Na Ilha do Massangano, no meio do rio São Francisco, todo janeiro é tempo de Samba de Véio. A localidade de Petrolina, no sertão de Pernambuco, tem tradição de reisado há mais de um século. No meio da roda, esguia e de sorriso sereno, Chiquinha dançava e puxava o povo para entrar na brincadeira.
O batuque e a pisada são repassados como herança na comunidade remanescente de quilombolas refugiados.
Chiquinha contava que aprendeu a sambar com o avô, ainda pequena. Mas, na época, não podia sair com os sambadores que vão de porta em porta pela comunidade. A festança começava tarde e era proibida para as crianças da localidade, que ficava muito escura por ainda não ter energia elétrica.
Francisca Maria Ubaldo nasceu no dia 11 de maio de 1950, na mesma ilha onde viveu. Filha de Euclides José e Joana, cresceu em uma casa com oito irmãos. A infância foi de trabalho na roça, e muito cedo ela começou a vender verduras.
Na juventude, em um dos forrós organizados pelo irmão para animar a comunidade rural, conheceu Félix Manoel. Ele havia saído de Itacuruba (PE) para trabalhar na região, em 1975. Casaram-se e tiveram sete filhos. Mas sentiram a dor da perda de quatro deles, ainda bebês.
"Naquela época, falecia muita criança. Não tinha assistência, não se fazia pré-natal. Aqui na ilha tem até um cemitério de anjo", conta a filha Rosângela Maria dos Santos, 43.
Juntos, o casal trabalhava nas plantações e vendia o que colhia nas feiras livres da cidade, nos fins de semana. Foram 30 anos de rotina pesada, atravessando o rio antes de o sol nascer com as mercadorias, até a aposentadoria.
Nos 45 anos de união, além de dividirem o trabalho, compartilhavam a paixão pelo samba.
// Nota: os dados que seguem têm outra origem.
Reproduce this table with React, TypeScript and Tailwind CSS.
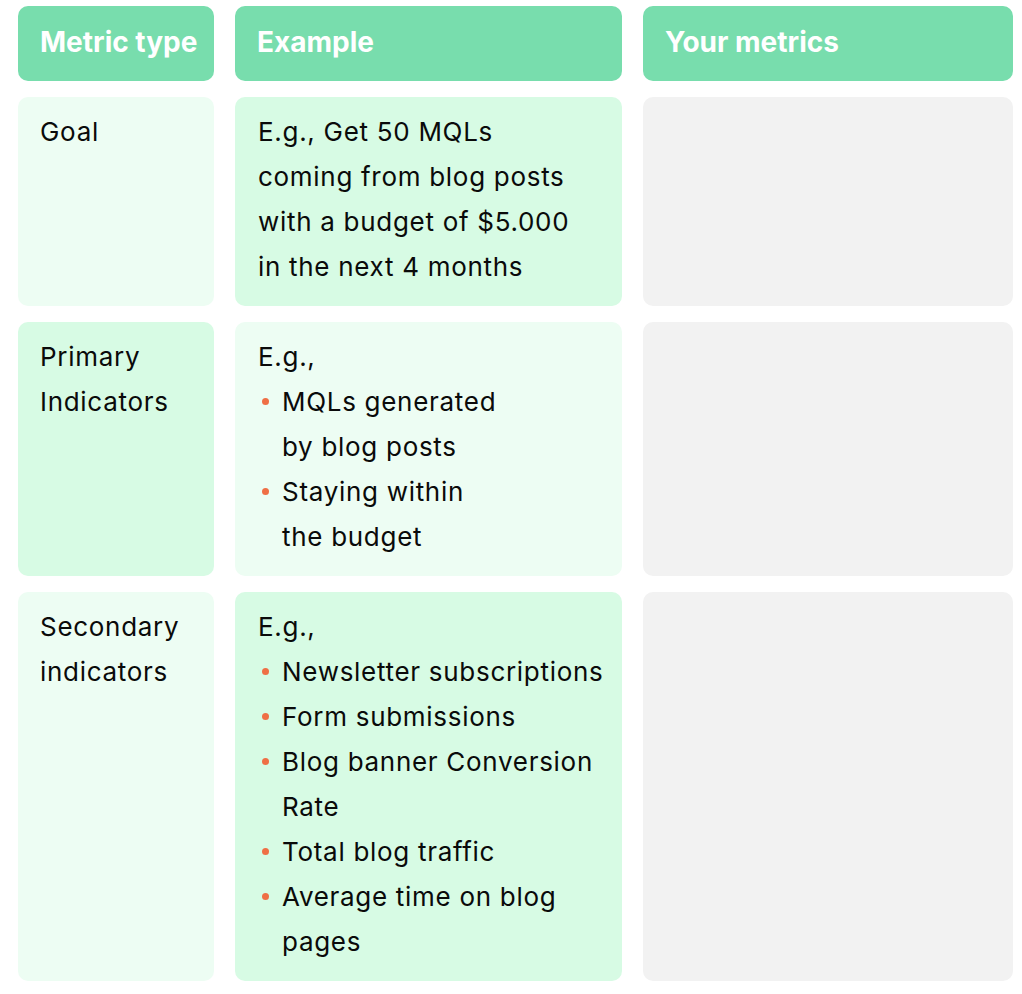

A personalidade calma, de falar pouco, era deixada de lado por Chiquinha quando o som das batidas ecoava o ritmo, e ela começava a sambar.
"Para ela, o samba era tudo na vida. Ela só podia perder um samba se estivesse doente, sem condições de ir", diz o marido Félix Manoel Ubaldo, 75.
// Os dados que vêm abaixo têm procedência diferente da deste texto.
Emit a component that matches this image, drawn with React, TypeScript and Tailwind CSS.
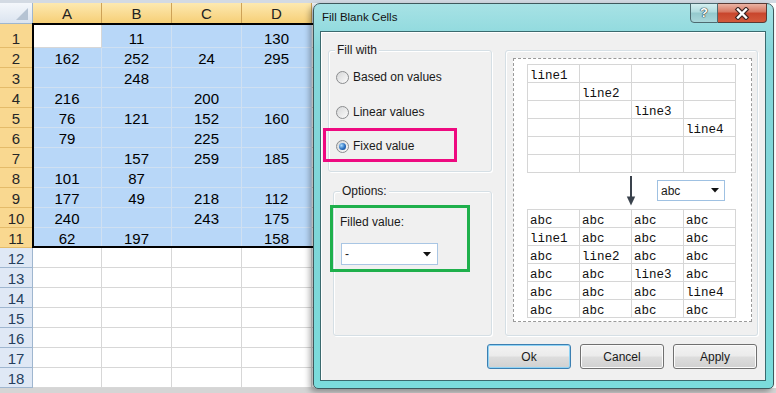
import React from "react";

const DATA: string[][] = [
  ["", "11", "", "130"],
  ["162", "252", "24", "295"],
  ["", "248", "", ""],
  ["216", "", "200", ""],
  ["76", "121", "152", "160"],
  ["79", "", "225", ""],
  ["", "157", "259", "185"],
  ["101", "87", "", ""],
  ["177", "49", "218", "112"],
  ["240", "", "243", "175"],
  ["62", "197", "", "158"],
];

const COLS = ["A", "B", "C", "D", "", "", ""];
const COLW = ["w-[69px]", "w-[70px]", "w-[70px]", "w-[70px]", "w-[70px]", "w-[70px]", "w-[70px]"];

const TOP = [
  ["line1", "", "", ""],
  ["", "line2", "", ""],
  ["", "", "line3", ""],
  ["", "", "", "line4"],
  ["", "", "", ""],
  ["", "", "", ""],
];
const BOTTOM = [
  ["abc", "abc", "abc", "abc"],
  ["line1", "abc", "abc", "abc"],
  ["abc", "line2", "abc", "abc"],
  ["abc", "abc", "line3", "abc"],
  ["abc", "abc", "abc", "line4"],
  ["abc", "abc", "abc", "abc"],
];

function SheetRow({ n }: { n: number }) {
  const sel = n <= 11;
  const vals = sel ? DATA[n - 1] : [];
  return (
    <div className={`flex shrink-0 ${n === 1 ? "h-[24px]" : "h-[20px]"}`}>
      <div
        className={
          sel
            ? "w-[33px] shrink-0 flex items-end justify-center border-r border-b border-r-[#c99b4c] border-b-[#e4bb6a] bg-[#f9d890] text-[15px] leading-[17px] text-[#262626]"
            : "w-[33px] shrink-0 flex items-end justify-center border-r border-b border-[#9fb6cf] bg-[#dfe8f5] text-[15px] leading-[17px] text-[#253f5e]"
        }
      >
        {n}
      </div>
      {COLS.map((c, i) => {
        const inSel = sel && i < 4;
        const active = n === 1 && i === 0;
        const cls =
          inSel && !active
            ? "bg-[#b8d7f8] border-[#cfe0f2]"
            : "bg-white border-[#d7d7d7]";
        return (
          <div
            key={i}
            className={`${COLW[i]} shrink-0 flex items-end justify-center border-r border-b text-[15px] leading-[17px] text-black ${cls}`}
          >
            {inSel ? vals[i] : ""}
          </div>
        );
      })}
    </div>
  );
}

function Radio({ label, checked }: { label: string; checked?: boolean }) {
  return (
    <div className="flex items-center h-[16px]">
      <span className="w-[13px] h-[13px] shrink-0 rounded-full border border-[#8a8c8e] bg-gradient-to-br from-[#d6d7d8] to-[#fbfbfb] flex items-center justify-center">
        {checked && (
          <span className="w-[7px] h-[7px] rounded-full bg-[radial-gradient(circle_at_35%_35%,#a9dcff,#2a6fbf_55%,#0e3f80)]" />
        )}
      </span>
      <span className="ml-[4px] text-[12px] leading-[14px]">{label}</span>
    </div>
  );
}

function MiniTable({ rows }: { rows: string[][] }) {
  return (
    <div className="grid grid-cols-[repeat(4,52px)] w-[209px] border-l border-t border-[#d6d6d6] bg-white">
      {rows.flat().map((t, i) => (
        <div
          key={i}
          className="h-[18px] border-r border-b border-[#d6d6d6] pl-[2px] pt-[4px] text-[12.5px] leading-[14px] font-['Liberation_Mono',monospace] text-[#111] whitespace-nowrap"
        >
          {t}
        </div>
      ))}
    </div>
  );
}

function Btn({ label, focused }: { label: string; focused?: boolean }) {
  return (
    <div
      className={`w-[84px] h-[25px] rounded-[3px] border flex items-center justify-center text-[12px] leading-[14px] text-[#1a1a1a] bg-[linear-gradient(#f3f3f3,#ebebeb_48%,#dddddd_52%,#d0d0d0)] ${
        focused
          ? "border-[#3c7fb1] shadow-[inset_0_0_0_1px_#8fd3f5]"
          : "border-[#707070] shadow-[inset_0_0_0_1px_#fbfbfb]"
      }`}
    >
      {label}
    </div>
  );
}

function Dialog() {
  return (
    <div className="absolute left-[313px] top-[3px] w-[461px] h-[386px] flex flex-col rounded-t-[7px] rounded-b-[5px] border border-[#3e585c] bg-[linear-gradient(#a7e2e5,#85d6da_12%,#7ed6d8_60%,#7bdcdc)] shadow-[-3px_3px_6px_rgba(0,0,0,0.35)] text-[#1a1a1a]">
      <div className="h-[27px] shrink-0 flex items-start">
        <span className="ml-[8px] mt-[6px] text-[11.5px] leading-[14px] text-[#121212]">Fill Blank Cells</span>
        <div className="ml-auto mr-[6px] -mt-[1px] flex">
          <div className="w-[28px] h-[20px] rounded-bl-[4px] border border-[#4d6a70] bg-[linear-gradient(#d3eff0,#b0dcdf_45%,#94c9cd_50%,#a9d7da)] flex items-center justify-center">
            <span className="text-[13px] leading-[14px] font-bold text-white [text-shadow:0_0_1px_#203438,0_0_1px_#203438,0_0_1px_#203438]">?</span>
          </div>
          <div className="w-[49px] h-[20px] rounded-br-[4px] border border-l-0 border-[#5b3a34] bg-[linear-gradient(#eab3a4,#d7755f_45%,#c8452c_50%,#d35a3c)] flex items-center justify-center">
            <svg width="16" height="13" viewBox="0 0 16 13">
              <path d="M4 2.5 L12 10.5 M12 2.5 L4 10.5" stroke="#3b2522" strokeWidth="4.6" strokeLinecap="square" />
              <path d="M4 2.5 L12 10.5 M12 2.5 L4 10.5" stroke="#ffffff" strokeWidth="2.4" strokeLinecap="square" />
            </svg>
          </div>
        </div>
      </div>

      <div className="ml-[6px] mr-[7px] mb-[7px] flex-1 flex flex-col border border-[#3b6a6e] bg-[#f0f0f0] shadow-[inset_1px_1px_0_#ffffff]">
        <div className="flex pl-[7px] pt-[18px]">
          <div className="flex flex-col w-[164px]">
            <div className="relative w-[164px] h-[122px] rounded-[3px] border border-[#d5dfe5] shadow-[inset_1px_1px_0_#fff,1px_1px_0_#fff] flex flex-col pl-[7px]">
              <span className="absolute -top-[8px] left-[6px] px-[2px] bg-[#f0f0f0] text-[12px] leading-[14px]">Fill with</span>
              <div className="mt-[18px]">
                <Radio label="Based on values" />
              </div>
              <div className="mt-[19px]">
                <Radio label="Linear values" />
              </div>
              <div className="mt-[18px]">
                <Radio label="Fixed value" checked />
              </div>
            </div>
            <div className="relative ml-[5px] mt-[19px] w-[159px] h-[145px] rounded-[3px] border border-[#d5dfe5] shadow-[inset_1px_1px_0_#fff,1px_1px_0_#fff] flex flex-col pl-[6px] pt-[23px]">
              <span className="absolute -top-[8px] left-[6px] px-[2px] bg-[#f0f0f0] text-[12px] leading-[14px]">Options:</span>
              <span className="text-[12px] leading-[14px]">Filled value:</span>
              <div className="ml-[1px] mt-[14px] w-[97px] h-[22px] bg-white border border-[#a9c6e4] flex items-center pl-[3px] pr-[6px]">
                <span className="text-[12px] leading-[14px]">-</span>
                <svg className="ml-auto" width="8" height="5" viewBox="0 0 8 5">
                  <path d="M0 0 H8 L4 4.5 Z" fill="#111" />
                </svg>
              </div>
            </div>
          </div>

          <div className="ml-[13px] w-[253px] h-[286px] rounded-[3px] border border-[#d5dfe5] shadow-[inset_1px_1px_0_#fff,1px_1px_0_#fff] pl-[7px] pt-[7px]">
            <div className="w-[239px] h-[264px] border border-dashed border-[#9a9a9a] bg-white flex flex-col pl-[13px] pt-[5px]">
              <MiniTable rows={TOP} />
              <div className="h-[36px] flex items-start">
                <svg className="ml-[99px] mt-[3px]" width="10" height="30" viewBox="0 0 10 30">
                  <path d="M5 0 V22" stroke="#3a424c" strokeWidth="2" />
                  <path d="M0.8 20.5 H9.2 L5 29.5 Z" fill="#3a424c" />
                </svg>
                <div className="ml-[21px] mt-[7px] w-[68px] h-[21px] border border-[#9fc1e2] bg-white flex items-center pl-[3px] pr-[5px]">
                  <span className="text-[12px] leading-[14px]">abc</span>
                  <svg className="ml-auto" width="8" height="5" viewBox="0 0 8 5">
                    <path d="M0 0 H8 L4 4.5 Z" fill="#111" />
                  </svg>
                </div>
              </div>
              <MiniTable rows={BOTTOM} />
            </div>
          </div>
        </div>

        <div className="flex justify-end gap-[9px] pr-[8px] mt-[8px]">
          <Btn label="Ok" focused />
          <Btn label="Cancel" />
          <Btn label="Apply" />
        </div>
      </div>

      <div className="absolute left-[9px] top-[124px] w-[134px] h-[34px] border-[3px] border-[#ee0a80] pointer-events-none" />
      <div className="absolute left-[16px] top-[201px] w-[140px] h-[67px] border-[3px] border-[#1fb04c] pointer-events-none" />
    </div>
  );
}

export default function App() {
  const rows = Array.from({ length: 18 }, (_, i) => i + 1);
  return (
    <div className="relative w-[776px] h-[393px] overflow-hidden bg-white font-['Liberation_Sans',Arial,sans-serif]">
      <div className="flex flex-col">
        <div className="h-[3px] shrink-0 bg-[#d3dae3]" />
        <div className="flex h-[21px] shrink-0">
          <div className="w-[33px] shrink-0 border-r border-b border-[#9fb6cf] bg-gradient-to-b from-[#f4f7fb] to-[#dbe4f0] flex items-end justify-end pr-[4px] pb-[3px]">
            <svg width="12" height="12" viewBox="0 0 12 12">
              <path d="M12 0 V12 H0 Z" fill="#b5c3d3" />
            </svg>
          </div>
          {COLS.map((c, i) => (
            <div
              key={i}
              className={`${COLW[i]} shrink-0 border-r border-b flex items-center justify-center text-[15px] leading-[17px] ${
                i < 4
                  ? "bg-gradient-to-b from-[#fde9b0] to-[#f6cf76] border-r-[#cda257] border-b-[#d9ae5f] text-[#222]"
                  : "bg-gradient-to-b from-[#f4f7fb] to-[#dbe4f0] border-[#9fb6cf] text-[#27405f]"
              }`}
            >
              {c}
            </div>
          ))}
        </div>
        {rows.map((n) => (
          <SheetRow key={n} n={n} />
        ))}
        <div className="h-[5px] shrink-0 bg-[#d5d5d5]" />
      </div>
      <div className="absolute left-[32px] top-[23px] w-[300px] h-[225px] border-2 border-black pointer-events-none" />
      <Dialog />
    </div>
  );
}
Em uma viagem com o grupo para uma apresentação no Festival de Inverno de Garanhuns, em julho de 2023, o marido estranhou que ela não quisesse comer, mesmo sempre dizendo que era "ruim de boca". O emagrecimento foi o alerta para buscar atendimento médico e começar uma bateria de exames.
Francisca Maria, a Chiquinha do Samba de Véio, morreu no último 6 de dezembro, aos 73 anos, um mês antes do seu esperado Dia de Reis. Teve uma parada cardiorrespiratória após meses de luta contra um câncer no fígado, que descobriu em novembro e que se espalhou pelo corpo.
Deixa o marido, os três filhos, Rosângela Maria, Rosilene Maria, 41, e Ricardo Ubaldo, 35, e dois netos, Raíssa, 18, e Richarlison, 12.